I believe this is were we came in.

From the New York Times, May 29: 

The new supercomputer shows the increasing desire of government labs to adopt more technologies from commercial artificial intelligence systems.

Scientific computing and artificial intelligence were once separate worlds, using different kinds of calculations on distinctly different hardware. But the two fields are steadily merging, as shown by a massive new machine coming to Berkeley, Calif.

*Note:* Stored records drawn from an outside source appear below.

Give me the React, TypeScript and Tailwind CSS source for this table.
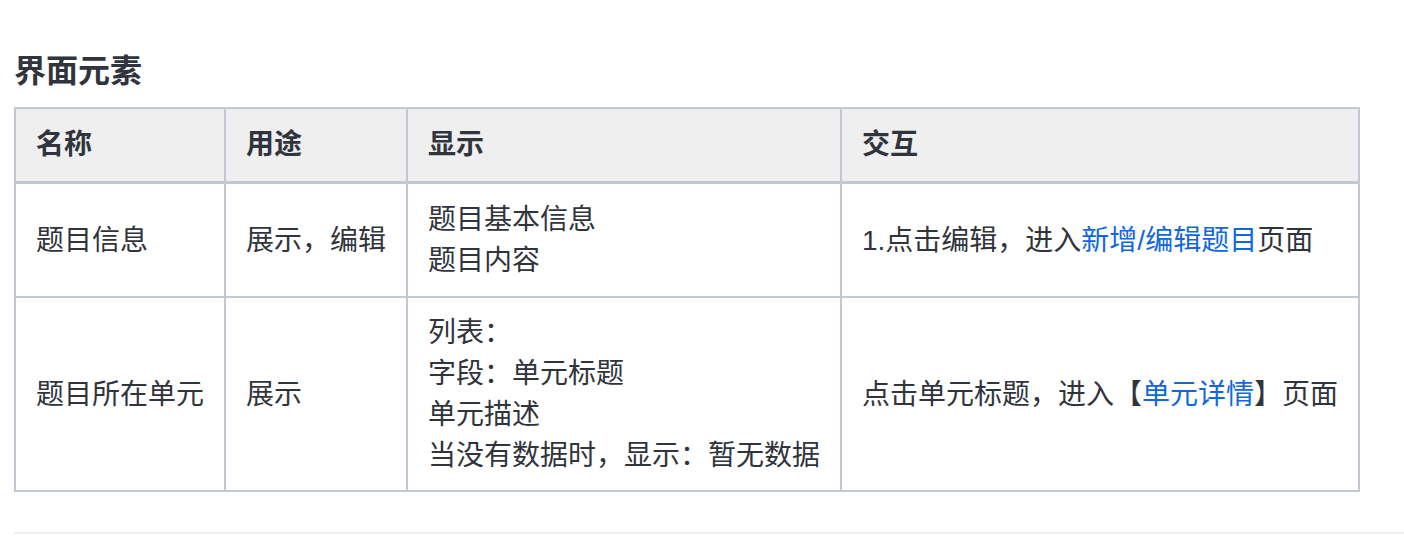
import React from 'react';

interface Row {
  name: string;
  usage: string;
  display: string[];
  action: React.ReactNode;
  pad: string;
}

const link = 'text-[#1067e0]';

const rows: Row[] = [
  {
    name: '题目信息',
    usage: '展示，编辑',
    display: ['题目基本信息', '题目内容'],
    action: (
      <>
        1.点击编辑，进入<span className={link}>新增/编辑题目</span>页面
      </>
    ),
    pad: 'py-[15px]',
  },
  {
    name: '题目所在单元',
    usage: '展示',
    display: ['列表：', '字段：单元标题', '单元描述', '当没有数据时，显示：暂无数据'],
    action: (
      <>
        点击单元标题，进入【<span className={link}>单元详情</span>】页面
      </>
    ),
    pad: 'py-[14px]',
  },
];

const headers = ['名称', '用途', '显示', '交互'];
const widths = ['w-[210px]', 'w-[182px]', 'w-[434px]', 'w-[520px]'];

const App: React.FC = () => {
  return (
    <div
      className="min-h-screen bg-white pl-[14px] pt-[47px] text-[#30343c]"
      style={{ fontFamily: '"Liberation Sans", "Noto Sans CJK SC", sans-serif' }}
    >
      <h2 className="text-[32px] font-bold leading-[48px]">界面元素</h2>

      <table className="mt-[12px] w-[1346px] table-fixed border-separate border-spacing-0 text-[28px]">
        <colgroup>
          {widths.map((w) => (
            <col key={w} className={w} />
          ))}
        </colgroup>
        <thead>
          <tr className="bg-[#efefef]">
            {headers.map((h, i) => (
              <th
                key={h}
                className={`border-t-2 border-b-[3px] border-l-2 border-[#c3c9d4] px-[20px] py-[15px] text-left align-middle font-bold leading-[42px] ${
                  i === headers.length - 1 ? 'border-r-2' : ''
                }`}
              >
                {h}
              </th>
            ))}
          </tr>
        </thead>
        <tbody>
          {rows.map((r) => (
            <tr key={r.name}>
              <td className={`border-b-2 border-l-2 border-[#c3c9d4] px-[20px] align-middle leading-[41px] ${r.pad}`}>{r.name}</td>
              <td className={`border-b-2 border-l-2 border-[#c3c9d4] px-[20px] align-middle leading-[41px] ${r.pad}`}>{r.usage}</td>
              <td className={`border-b-2 border-l-2 border-[#c3c9d4] px-[20px] align-middle leading-[41px] ${r.pad}`}>
                {r.display.map((d) => (
                  <div key={d}>{d}</div>
                ))}
              </td>
              <td
                className={`whitespace-nowrap border-b-2 border-l-2 border-r-2 border-[#c3c9d4] px-[20px] align-middle leading-[41px] ${r.pad}`}
              >
                {r.action}
              </td>
            </tr>
          ))}
        </tbody>
      </table>

      <div className="mt-[40px] h-[2px] w-full bg-[#eeeeee]" />
    </div>
  );
};

export default App;
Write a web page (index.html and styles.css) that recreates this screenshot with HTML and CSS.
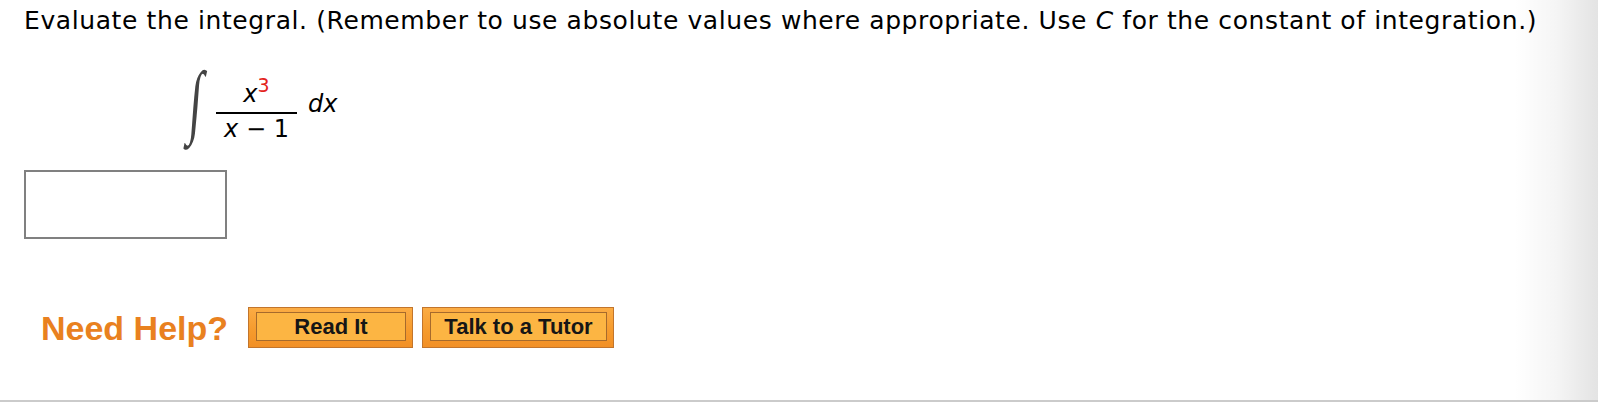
FILE: index.html
```html
<!DOCTYPE html>
<html lang="en">
<head>
<meta charset="utf-8">
<title>Evaluate the integral</title>
<link rel="stylesheet" href="styles.css">
</head>
<body>
<div class="page">
  <div class="content">
    <p class="prompt">Evaluate the integral. (Remember to use absolute values where appropriate. Use <i>C</i> for the constant of integration.)</p>
    <div class="math">
      <span class="int"><span class="int-glyph">∫</span></span>
      <span class="frac">
        <span class="num"><i>x</i><sup class="pow">3</sup></span>
        <span class="den"><i>x</i> − 1</span>
      </span>
      <span class="dx"><i>dx</i></span>
    </div>
    <div class="answer"></div>
    <div class="help">
      <span class="need">Need Help?</span>
      <button class="btn btn-read"><span class="btn-face">Read It</span></button>
      <button class="btn btn-tutor"><span class="btn-face">Talk to a Tutor</span></button>
    </div>
  </div>
  <div class="shade"></div>
</div>
<div class="rule"></div>
</body>
</html>
```

FILE: styles.css
```css
html, body {
  margin: 0;
  padding: 0;
  background: #ffffff;
}

body {
  width: 1598px;
  height: 406px;
  overflow: hidden;
  font-family: "DejaVu Sans", Verdana, sans-serif;
  color: #000;
}

.page {
  position: relative;
  height: 400px;
}

.content {
  padding: 2px 0 0 24px;
}

.prompt {
  margin: 0;
  font-size: 25px;
  letter-spacing: 0.6px;
  line-height: 37px;
  white-space: nowrap;
}

.prompt i {
  font-style: oblique;
}

.math {
  display: flex;
  align-items: flex-start;
  margin-top: 31px;
  height: 75px;
}

.int {
  display: block;
  width: 30px;
  height: 75px;
  margin-left: 156px;
  overflow: visible;
}

.int-glyph {
  display: block;
  font-family: "Liberation Serif", "Times New Roman", serif;
  font-size: 80px;
  line-height: 75px;
  text-align: center;
  color: #444;
  transform: translate(1px, -7px) scale(0.58, 1.02) skewX(-8deg);
}

.frac {
  display: flex;
  flex-direction: column;
  width: 81px;
  margin-left: 6px;
  margin-top: 10px;
  font-size: 24px;
  text-align: center;
}

.num {
  display: block;
  height: 28px;
  line-height: 28px;
  padding-bottom: 4px;
  border-bottom: 2px solid #000;
}

.den {
  display: block;
  height: 28px;
  line-height: 28px;
  padding-top: 1px;
}

.frac i, .dx i {
  font-style: oblique;
}

.pow {
  font-size: 19px;
  line-height: 0;
  vertical-align: 10px;
  color: #e3231b;
}

.dx {
  display: block;
  margin-left: 11px;
  margin-top: 20px;
  font-size: 24px;
  line-height: 28px;
}

.answer {
  box-sizing: border-box;
  width: 203px;
  height: 69px;
  margin-top: 25px;
  border: 2px solid #808080;
  background: #fff;
}

.help {
  display: flex;
  align-items: center;
  margin-top: 68px;
  height: 41px;
}

.need {
  margin-left: 17px;
  width: 207px;
  font-family: "Liberation Sans", Arial, sans-serif;
  font-weight: bold;
  font-size: 34px;
  line-height: 34px;
  color: #e9811f;
  white-space: nowrap;
}

.btn {
  box-sizing: border-box;
  display: flex;
  height: 41px;
  margin: 0;
  padding: 4px 6px 6px 7px;
  border: 1px solid #c2752c;
  background: linear-gradient(#fbac44, #f59a2c 60%, #f29026);
  cursor: pointer;
}

.btn-read {
  width: 165px;
}

.btn-tutor {
  width: 192px;
  margin-left: 9px;
}

.btn-face {
  flex: 1;
  display: flex;
  align-items: center;
  justify-content: center;
  padding-top: 1px;
  border: 1px solid #a66a2c;
  background: #fcb543;
  font-family: "Liberation Sans", Arial, sans-serif;
  font-weight: bold;
  font-size: 22px;
  color: #161616;
  white-space: nowrap;
}

.shade {
  position: absolute;
  top: 0;
  right: 0;
  width: 84px;
  height: 400px;
  background: linear-gradient(to right, rgba(0,0,0,0), rgba(0,0,0,0.04) 50%, rgba(0,0,0,0.11));
  pointer-events: none;
}

.rule {
  height: 2px;
  background: #cbcbcb;
}
```
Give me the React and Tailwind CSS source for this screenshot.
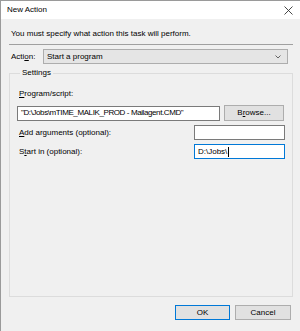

On Thursday, the Department of Energy’s laboratory near the University of California, Berkeley, said it had selected Dell Technologies to deliver its next flagship supercomputer in 2026. The system will use Nvidia chips tailored for A.I. calculations and the simulations common to energy research and other scientific fields.

Lawrence Berkeley National Laboratory expects the new machine — to be named for Jennifer Doudna, a Berkeley biochemist who shared the 2020 Nobel Prize for chemistry — to offer more than a tenfold speed boost over the lab’s most powerful current system. If fully outfitted, the machine could be the Energy Department’s biggest resource for tasks like training A.I. models, said Jonathan Carter, associate laboratory director for computing sciences at the Berkeley center.

The supercomputer stands out for its technology choices, which indicate the growing desire for government labs to adopt more technologies from commercial A.I. systems. Nvidia chips, though widely used by big cloud companies as well as in supercomputers, were passed over by the Energy Department for three previous record-setting machines that were assembled by Hewlett Packard Enterprise. Dell has hardly been a player in the highest end of the supercomputer market, but it has had success in large commercial A.I. installations.

At the March 2024 GTC Jensen Huang literally turned the spotlight on Michael Dell who was in the audience for Huang's keynote speech.

Here's our first NVIDIA post, Sunday May 17, 2015:

Nvidia Wants to Be the Brains Of Your Autonomous Car (NVDA)

We've mentioned, usually in the context of the Top 500* fastest supercomputers, that:
Long time readers know we have a serious interest in screaming fast computers and try to get to the Top500 list a couple times a year. Here is a computer that was at the top of that list, the fastest computer in the world just four years ago. And it's being shut down.
Technology changes pretty fast. 
That was from a 2013 post.
Among the fastest processors in the business are the one's originally developed for video games and known as Graphics Processing Units or GPU's. Since Nvidia released their Tesla hardware in 2008 hobbyists (and others) have used GPU's to build personal supercomputers.
Here's Nvidias Build your Own page.
Or have your tech guy build one for you.

In addition Nvidia has very fast connectors they call NVLink.
Using a hybrid combination of IBM Central Processing Units (CPU's) and Nvidia's GPU's, all hooked together with the NVLink, Oak Ridge National Laboratory is building what will be the world's fastest supercomputer when it debuts in 2018.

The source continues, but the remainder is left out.